Most security attacks get incrementally more dangerous over time, and some attacks will make major advancements in 2010. Malware, for example, will only get worse over the next year, even from its current state of sophisticated botnets. Malicious code will get easier to use, and criminals will have the ability to configure full-management applications, improved toolkits and update mechanisms to incorporate zero-day attacks and customizations. 

It may seem bleak, and enterprise security pros should certainly find it daunting. However, tools and techniques will also evolve over the next year to better protect corporate networks and data.

Predictions: Future security threats, defenses for 2010
There are few constants in information security, but the continued evolution of (and danger from) malware is one of them. Organizations can combat evolving malware and botnets through a combination of best practices like security awareness training, policies and procedures, and two emerging technologies: whitelisting and cloud-based antimalware. Let's discuss both of those technologies briefly:

  • Whitelisting will evolve in enterprises as organizations evaluate new products, their functionality and how they can be used to more effectively protect their environment. Whitelisting defines the executables that can run on a system and then stops all others when software isn't on a defined list of acceptable behavior.

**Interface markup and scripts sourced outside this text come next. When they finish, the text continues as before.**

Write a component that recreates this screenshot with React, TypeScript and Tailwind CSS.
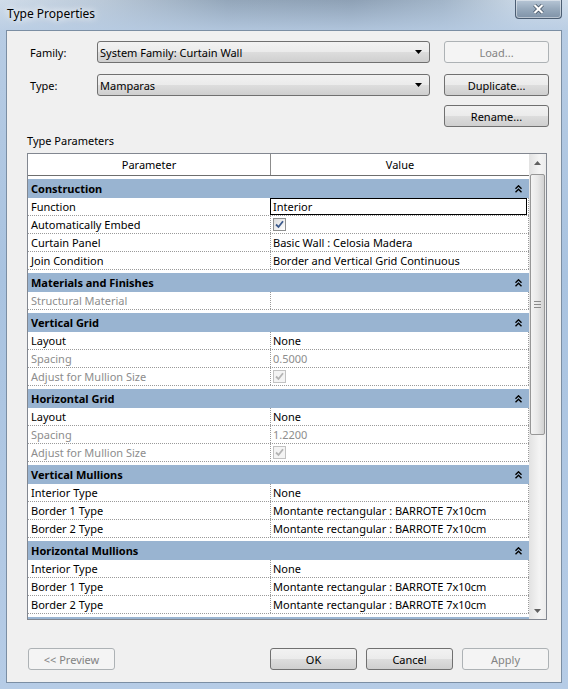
import React from 'react'

type Row = {
  name: string
  value?: string
  check?: boolean
  disabled?: boolean
  selected?: boolean
}

type Group = { name: string; rows: Row[] }

const MULLION = 'Montante rectangular : BARROTE 7x10cm'

const groups: Group[] = [
  {
    name: 'Construction',
    rows: [
      { name: 'Function', value: 'Interior', selected: true },
      { name: 'Automatically Embed', check: true },
      { name: 'Curtain Panel', value: 'Basic Wall : Celosia Madera' },
      { name: 'Join Condition', value: 'Border and Vertical Grid Continuous' },
    ],
  },
  {
    name: 'Materials and Finishes',
    rows: [{ name: 'Structural Material', value: '', disabled: true }],
  },
  {
    name: 'Vertical Grid',
    rows: [
      { name: 'Layout', value: 'None' },
      { name: 'Spacing', value: '0.5000', disabled: true },
      { name: 'Adjust for Mullion Size', check: true, disabled: true },
    ],
  },
  {
    name: 'Horizontal Grid',
    rows: [
      { name: 'Layout', value: 'None' },
      { name: 'Spacing', value: '1.2200', disabled: true },
      { name: 'Adjust for Mullion Size', check: true, disabled: true },
    ],
  },
  {
    name: 'Vertical Mullions',
    rows: [
      { name: 'Interior Type', value: 'None' },
      { name: 'Border 1 Type', value: MULLION },
      { name: 'Border 2 Type', value: MULLION },
    ],
  },
  {
    name: 'Horizontal Mullions',
    rows: [
      { name: 'Interior Type', value: 'None' },
      { name: 'Border 1 Type', value: MULLION },
      { name: 'Border 2 Type', value: MULLION },
    ],
  },
]

const Chevrons = () => (
  <svg width="7" height="8" viewBox="0 0 7 8" fill="none" stroke="#000" strokeWidth="1.4">
    <path d="M0.5 3.8 L3.5 0.8 L6.5 3.8" />
    <path d="M0.5 7.3 L3.5 4.3 L6.5 7.3" />
  </svg>
)

const CheckBox = ({ disabled }: { disabled?: boolean }) => (
  <div
    className={`w-[13px] h-[13px] border flex items-center justify-center ${
      disabled
        ? 'border-[#c2c2c2] bg-[#f4f4f4]'
        : 'border-[#8e8f8f] bg-[linear-gradient(to_bottom_right,#dcdcdc,#ffffff)]'
    }`}
  >
    <svg width="9" height="9" viewBox="0 0 9 9" fill="none">
      <path
        d="M1 4.5 L3.5 7 L8 1.2"
        stroke={disabled ? '#b4b4b4' : '#3c5a8c'}
        strokeWidth="1.8"
      />
    </svg>
  </div>
)

const Dropdown = ({ text }: { text: string }) => (
  <div className="w-[333px] h-[22px] rounded-[3px] border border-[#707070] bg-[linear-gradient(to_bottom,#f2f2f2_0%,#ebebeb_50%,#dddddd_51%,#cfcfcf_100%)] flex items-center pl-[2px] pr-[7px]">
    <span className="flex-1">{text}</span>
    <svg width="7" height="4" viewBox="0 0 7 4">
      <path d="M0 0 H7 L3.5 4 Z" fill="#000" />
    </svg>
  </div>
)

const Button = ({ label, disabled, w = 'w-[105px]' }: { label: string; disabled?: boolean; w?: string }) => (
  <div
    className={`${w} h-[22px] rounded-[3px] border flex items-center justify-center ${
      disabled
        ? 'border-[#adb2b5] bg-[#f4f4f4] text-[#838383]'
        : 'border-[#707070] bg-[linear-gradient(to_bottom,#f2f2f2_0%,#ebebeb_50%,#dddddd_51%,#cfcfcf_100%)] text-black'
    }`}
  >
    {label}
  </div>
)

const GroupBlock = ({ group }: { group: Group }) => (
  <div className="pt-[3px] bg-white">
    <div className="h-[19px] bg-[#99b4d1] flex items-center pl-[3px] pr-[7px] font-bold">
      <span className="flex-1">{group.name}</span>
      <Chevrons />
    </div>
    {group.rows.map((row, i) => (
      <div key={i} className="h-[18px] flex border-b border-dotted border-[#9a9a9a] bg-white">
        <div
          className={`w-[243px] border-r border-dotted border-[#9a9a9a] pl-[3px] flex items-center ${
            row.disabled ? 'text-[#8d8d8d]' : ''
          }`}
        >
          {row.name}
        </div>
        <div
          className={`relative flex-1 pl-[2px] flex items-center border-r border-dotted border-[#9a9a9a] ${
            row.disabled ? 'text-[#8d8d8d]' : ''
          }`}
        >
          {row.check ? <CheckBox disabled={row.disabled} /> : row.value}
          {row.selected && (
            <div className="absolute left-[-1px] top-0 right-[1px] bottom-0 border border-black" />
          )}
        </div>
      </div>
    ))}
  </div>
)

const ScrollBar = () => (
  <div className="w-[17px] flex flex-col bg-[linear-gradient(to_right,#e2e2e2,#f4f4f4_60%,#ececec)]">
    <div className="h-[17px] flex items-center justify-center">
      <svg width="7" height="4" viewBox="0 0 7 4">
        <path d="M0 4 H7 L3.5 0 Z" fill="#606060" />
      </svg>
    </div>
    <div className="mt-[3px] mx-[1px] h-[261px] rounded-[2px] border border-[#979797] bg-[linear-gradient(to_right,#f4f4f4,#e8e8e8_50%,#d2d2d2)] flex flex-col items-center justify-center gap-[2px]">
      <div className="w-[7px] h-px bg-[#8a8a8a]" />
      <div className="w-[7px] h-px bg-[#8a8a8a]" />
      <div className="w-[7px] h-px bg-[#8a8a8a]" />
    </div>
    <div className="flex-1" />
    <div className="h-[17px] flex items-center justify-center">
      <svg width="7" height="4" viewBox="0 0 7 4">
        <path d="M0 0 H7 L3.5 4 Z" fill="#606060" />
      </svg>
    </div>
  </div>
)

export default function App() {
  return (
    <div className="w-[568px] h-[689px] flex flex-col bg-[linear-gradient(to_bottom,#b9cde4,#a9c3e0_40%,#b6cce6)] font-['Noto_Sans',sans-serif] text-[11px] text-black leading-none overflow-hidden">
      {/* Title bar */}
      <div className="relative h-[30px] bg-[linear-gradient(to_right,#c8d6e5_0%,#aebfd1_18%,#8197ae_40%,#7a90a8_62%,#92a8bf_78%,#c2d2e2_92%,#c8d7e6_100%)]">
        <div className="absolute inset-0 bg-[linear-gradient(to_bottom,rgba(255,255,255,0.15),rgba(185,205,228,0.85))]" />
        <div className="relative pl-[7px] pt-[8px] text-[12px] [text-shadow:0_0_6px_#ffffff,0_0_10px_#ffffff]">
          Type Properties
        </div>
        <div className="absolute top-0 right-[6px] w-[47px] h-[19px] rounded-b-[4px] border border-t-0 border-[#4b5d72] bg-[linear-gradient(to_bottom,#b7c6d6,#97a9bc_50%,#7f93a8)] shadow-[inset_0_0_0_1px_rgba(255,255,255,0.45)] flex items-center justify-center">
          <svg width="11" height="10" viewBox="0 0 11 10">
            <path d="M1.5 1 L9.5 9 M9.5 1 L1.5 9" stroke="#3a4a5c" strokeWidth="3.6" />
            <path d="M1.5 1 L9.5 9 M9.5 1 L1.5 9" stroke="#ffffff" strokeWidth="2.2" />
          </svg>
        </div>
      </div>

      {/* Client area */}
      <div className="mx-[6px] mb-[6px] flex-1 border border-[#7b8ea3] bg-[#f0f0f0] pl-[20px] pr-[12px] pt-[10px] flex flex-col">
        <div className="flex items-center">
          <div className="w-[70px] pl-[3px]">Family:</div>
          <Dropdown text="System Family: Curtain Wall" />
          <div className="ml-[14px]">
            <Button label="Load..." disabled />
          </div>
        </div>
        <div className="flex items-center mt-[11px]">
          <div className="w-[70px] pl-[3px]">Type:</div>
          <Dropdown text="Mamparas" />
          <div className="ml-[14px]">
            <Button label="Duplicate..." />
          </div>
        </div>
        <div className="flex justify-end mt-[9px]">
          <Button label="Rename..." />
        </div>

        <div className="mt-[8px] h-[12px]">Type Parameters</div>

        {/* Parameter table */}
        <div className="mt-[6px] w-[520px] h-[467px] border border-[#828790] bg-white flex overflow-hidden">
          <div className="w-[502px] flex flex-col overflow-hidden">
            <div className="h-[22px] shrink-0 flex border-b border-[#6e6e6e] bg-white">
              <div className="w-[243px] border-r border-[#8c8c8c] flex items-center justify-center">
                Parameter
              </div>
              <div className="flex-1 flex items-center justify-center">Value</div>
            </div>
            {groups.map((g) => (
              <GroupBlock key={g.name} group={g} />
            ))}
            {/* next group, scrolled out of view */}
            <div className="shrink-0 pt-[3px] bg-white">
              <div className="h-[19px] bg-[#99b4d1]" />
            </div>
          </div>
          <ScrollBar />
        </div>

        {/* Footer buttons */}
        <div className="mt-[28px] flex items-center">
          <div className="ml-[1px]">
            <Button label="<< Preview" disabled w="w-[87px]" />
          </div>
          <div className="flex-1" />
          <div className="flex gap-[9px]">
            <Button label="OK" w="w-[87px]" />
            <Button label="Cancel" w="w-[87px]" />
            <Button label="Apply" disabled w="w-[87px]" />
          </div>
        </div>
      </div>
    </div>
  )
}
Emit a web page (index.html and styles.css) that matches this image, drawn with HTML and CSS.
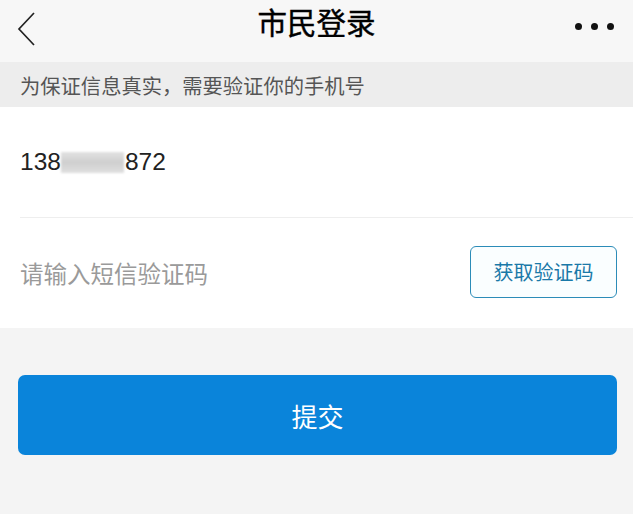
FILE: index.html
```html
<!DOCTYPE html>
<html lang="zh-CN">
<head>
<meta charset="utf-8">
<title>市民登录</title>
<link rel="stylesheet" href="styles.css">
</head>
<body>
<div class="page">
  <header class="topbar">
    <svg class="back" width="20" height="36" viewBox="0 0 20 36">
      <polyline points="17,2 2,18 17,34" fill="none" stroke="#222" stroke-width="1.7"/>
    </svg>
    <h1 class="title">市民登录</h1>
    <div class="more"><span></span><span></span><span></span></div>
  </header>
  <div class="notice">为保证信息真实，需要验证你的手机号</div>
  <div class="form">
    <div class="row phone">
      <span>138</span><span class="mask"></span><span>872</span>
    </div>
    <div class="divider"></div>
    <div class="row code">
      <span class="placeholder">请输入短信验证码</span>
      <button class="getcode">获取验证码</button>
    </div>
  </div>
  <div class="actions">
    <button class="submit">提交</button>
  </div>
</div>
</body>
</html>
```
FILE: styles.css
```css
html, body {
  margin: 0;
  padding: 0;
}
body {
  background: #f4f4f4;
  font-family: "Noto Sans CJK SC", "Noto Sans", sans-serif;
  width: 633px;
  height: 514px;
  overflow: hidden;
}
.page {
  display: flex;
  flex-direction: column;
}
.topbar {
  height: 62px;
  background: #f7f7f7;
  display: flex;
  align-items: center;
  justify-content: center;
  position: relative;
}
.back {
  position: absolute;
  left: 17px;
  top: 11px;
}
.title {
  margin: 0;
  font-size: 29.5px;
  font-weight: 400;
  color: #000;
  line-height: 1;
  margin-top: -18px;
  -webkit-text-stroke: 0.4px #000;
}
.more {
  position: absolute;
  right: 19px;
  top: 23px;
  display: flex;
  gap: 9px;
}
.more span {
  width: 7px;
  height: 7px;
  border-radius: 50%;
  background: #111;
}
.notice {
  height: 45px;
  background: #ededed;
  display: flex;
  align-items: center;
  padding-left: 20px;
  font-size: 20.3px;
  color: #555;
}
.form {
  background: #fff;
  display: flex;
  flex-direction: column;
}
.row {
  height: 110px;
  display: flex;
  align-items: center;
  padding: 0 16px 0 20px;
}
.phone {
  font-family: "Liberation Sans", Arial, sans-serif;
  font-size: 24.5px;
  color: #222;
}
.mask {
  width: 63px;
  height: 21px;
  background: linear-gradient(180deg, #e2e2e2, #cfcfcf 50%, #e0e0e0);
  margin: 0 1px 0 0;
  filter: blur(1px);
}
.divider {
  height: 1px;
  background: #eeeeee;
  margin-left: 20px;
}
.code {
  justify-content: space-between;
}
.placeholder {
  font-size: 23.5px;
  color: #9a9a9a;
}
.getcode {
  width: 147px;
  height: 52px;
  border: 1.5px solid #2c8cb8;
  border-radius: 6px;
  background: #fafeff;
  color: #1a79a8;
  font-family: "Noto Sans CJK SC", sans-serif;
  font-size: 20px;
  padding: 0;
  margin-top: -3px;
}
.actions {
  padding: 47px 16px 0 18px;
  display: flex;
  flex-direction: column;
}
.submit {
  height: 80px;
  border: none;
  border-radius: 7px;
  background: #0a84da;
  color: #fff;
  font-family: "Noto Sans CJK SC", sans-serif;
  font-size: 26px;
  padding: 0;
}
```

    Whitelisting has evolved in the last couple years. Initially, the technology was a complex system where enterprises needed to define every single executable. Now whitelisting products come with preconfigured templates, improved capabilities to approve new executables, and full management systems. Enterprises will realize that relying on antivirus software alone will not be tenable, and a new defense must be used. More enterprises in 2010 will use and set up their own whitelists and blacklists to supplement or replace their existing antimalware protections and then configure policy to determine what action to take for software that's not on either list.